NVIDIA-Genomics-Research / rapids-single-cell-examples

Examples of single-cell genomic analysis accelerated with RAPIDS
Apache License 2.0
318 stars 68 forks source link

added new features and functionalities #74

Closed Intron7 closed 2 years ago

Intron7 commented 3 years ago

Hello clara-parabricks team,

I created a cunnData class for the preprocessing of the data that feels a lot like the scanpy / anndata implementation, but naturally its a lot less refined. However it keeps the meta data in obs and var and also allow for better qc control (e.g it allows to cut off cell with to expression of mitochondrial genes). The class is in the cunndata.py file.

I also updated the rapids_scanpy_function file to rapids_scanpy_function_v2.py. The regress out function now uses the meta data from .obs in the same way that sc.pp.regress_out works. You pass a list of .obs_names as argument and it will regress those out. I also wrapped leiden pca kmeans and tsne so that it works with anndata objects and updates/ creates the result entires in adata on its own. PCA now also proviedes the variance data in .uns so that we can use sc.pl.pca_variance_ratio. A lot of people use scatter and violin plot to check the quality of the data. I created 2 basic plotting functions that work with the cunndata class. I created a new notebook (hlca_lung_gpu_analysis_v2.ipynb) based on the hlca lung data one. This shows off all the changes I made and new features I implemented. All these function should work at a similar speed as your original implementation. I didn't see a speed differences between my implementation and the original, that wasn't within the run to run variance. Please run hlca_lung_gpu_analysis_v2.ipynb to check if my assumption of equal speed is correct.
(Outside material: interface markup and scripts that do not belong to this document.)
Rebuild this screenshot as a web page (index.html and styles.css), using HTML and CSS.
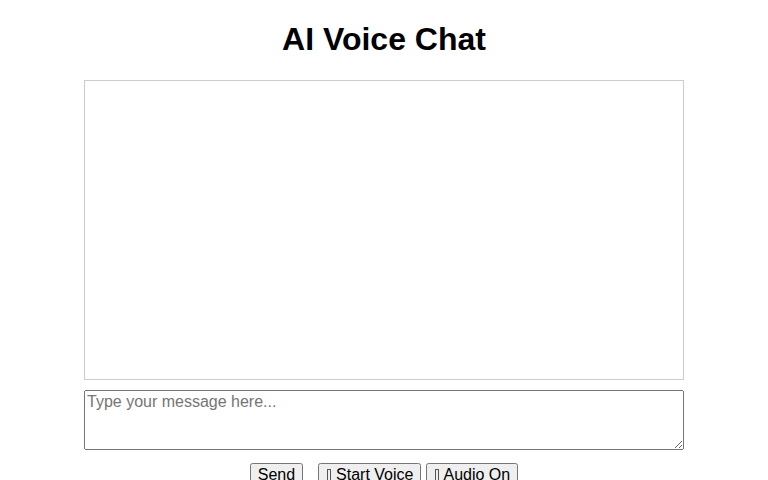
FILE: index.html
```html
<!DOCTYPE html>
<html lang="en">
<head>
    <meta charset="UTF-8">
    <meta name="viewport" content="width=device-width, initial-scale=1.0">
    <title>AI Voice Chat</title>
    <link rel="stylesheet" href="styles.css">
</head>
<body>
    <h1>AI Voice Chat</h1>
    <div id="chat-box"></div>
    <div id="input-area">
        <textarea id="message-input" placeholder="Type your message here..."></textarea>
        <div id="controls">
            <button id="send-button">Send</button>
            <button id="voice-button"><span class="missing-glyph"></span> Start Voice</button>
            <button id="audio-button"><span class="missing-glyph"></span> Audio On</button>
        </div>
    </div>
</body>
</html>
```

FILE: styles.css
```css
body {
    font-family: 'Liberation Sans', Arial, sans-serif;
    margin: 8px;
    color: #000;
    background-color: #fff;
}

h1 {
    text-align: center;
    font-size: 32px;
    margin: 13px 0 22px;
}

#chat-box {
    width: 600px;
    height: 300px;
    margin: 0 auto;
    border: 1px solid #ccc;
    box-sizing: border-box;
    overflow-y: auto;
}

#input-area {
    width: 600px;
    margin: 10px auto 0;
}

#message-input {
    display: block;
    width: 600px;
    height: 60px;
    box-sizing: border-box;
    font-family: 'Liberation Sans', Arial, sans-serif;
    font-size: 16px;
    padding: 2px;
    margin: 0;
}

#controls {
    text-align: center;
    margin-top: 13px;
}

#controls button {
    font-family: 'Liberation Sans', Arial, sans-serif;
    font-size: 16px;
    padding: 1px 6px;
    cursor: pointer;
}

#send-button {
    margin-right: 10px;
}

/* box shown where the icon font is missing */
.missing-glyph {
    display: inline-block;
    width: 2px;
    height: 10px;
    margin: 0 1px;
    border: 1px solid #555;
    vertical-align: -1px;
}
```
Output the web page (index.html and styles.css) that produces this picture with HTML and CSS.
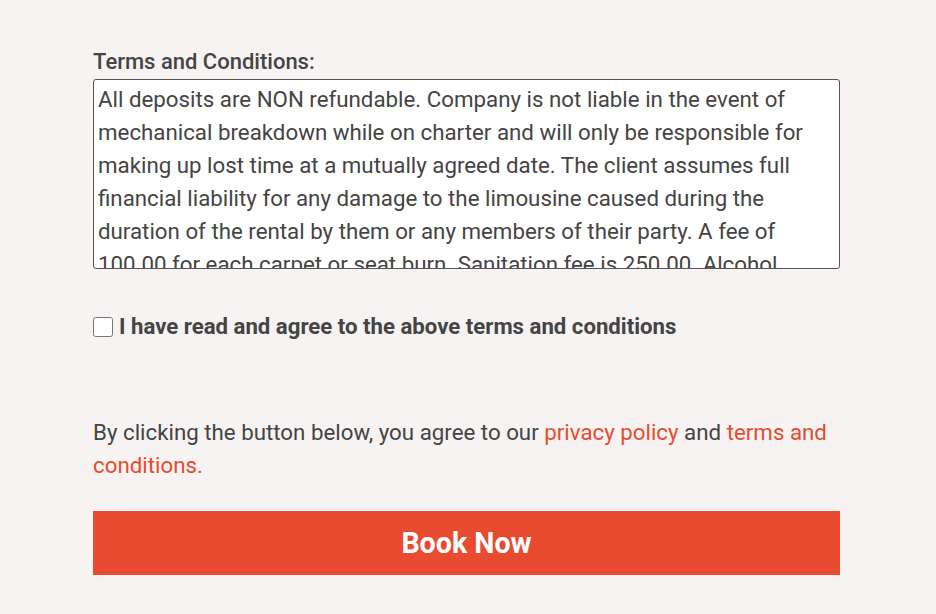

I ran my tests on a Quadro RTX 6000.

In my opinion these changes enhance the usability of running single cell analysis on the GPU. I hope this might be a somewhat adequate stopgap measure until the Theis lab releases scanpy with full gpu support.

Yours Severin

rilango commented 3 years ago

@Intron7 we had in the past tried to add GPU support in AnnData. We think you may be interested in this. Please find our WIP at https://github.com/rilango/anndata/tree/rilango/initial-with-test.

Here, our intention was to add GPU support into existing libraries.

Please review some of the plotting features in the interactive tool in the notebook https://github.com/clara-parabricks/rapids-single-cell-examples/blob/master/notebooks/hlca_lung_gpu_analysis-visualization.ipynb. It has Violin plots.

Intron7 commented 3 years ago

@rilango I get that your idea was to create a proof of concept with this repo. I really love the speedup these functions gave my day to day work. With this PR my idea was to take your initial design and streamline it into something that I can use for my own analysis on a day to day basis without much trouble and a familiar architecture. I know that your visualization library has lots of plotting functions for the post processing. My plotting functions are for pre-processing of the data. These scatter and violin plots are mainly used to find suitable cutoffs and look for unwanted noise like mt-counts within the data. I'll take a closer look at your implementation of anndata and look if I can contribute.